Phurba Tashi Sherpa, head Sherpa with the Himalayan Experience company, who has summited Everest 21 times, said it was becoming more difficult to find experienced Sherpa for his team.

"The young Sherpa are very strong and they think they can do everything, but actually they can't. The older Sherpa go slow and steady," he said. 

Sherpa have been helping Everest climbers since the first British teams set their sights on the summit in the 1920s.

Their unique physiology, adapted over thousands of years of living at high altitudes, has made them essential since. A recent British study found that Sherpas use oxygen more efficiently than lowlanders.

But climbing Sherpa have arguably become a victim of their own success, and the community is now at a generational turning point.

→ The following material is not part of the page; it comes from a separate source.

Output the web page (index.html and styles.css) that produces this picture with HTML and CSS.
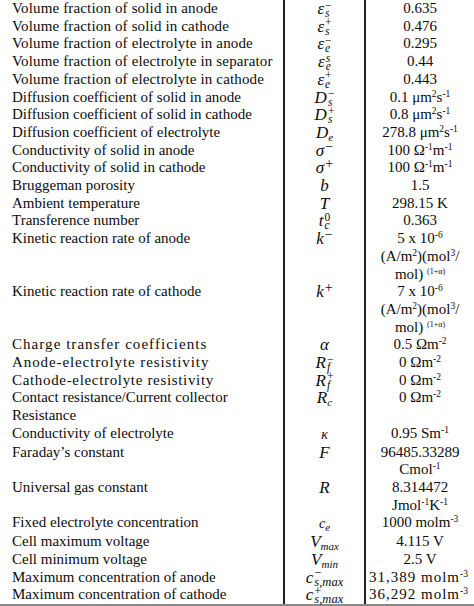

Many experienced Sherpa who started working for the first commercial expeditions in the 1990s are retiring. Others have left Nepal for rival mountaineering countries buoyed by their reputation for being strong and dedicated.

They have earned enough money to educate their children in Kathmandu, or even in India and the United States.

"They are educated so they can find other jobs," said Kami Rita Sherpa, who has been guiding on Everest since 1994 and admits he would never allow his son to work in such a "risky business".

"If the old climbing guides don't bring their kids into this sector, the number of climbing Sherpas will definitely decline," he continued.

"Those from the next generation won't join this field."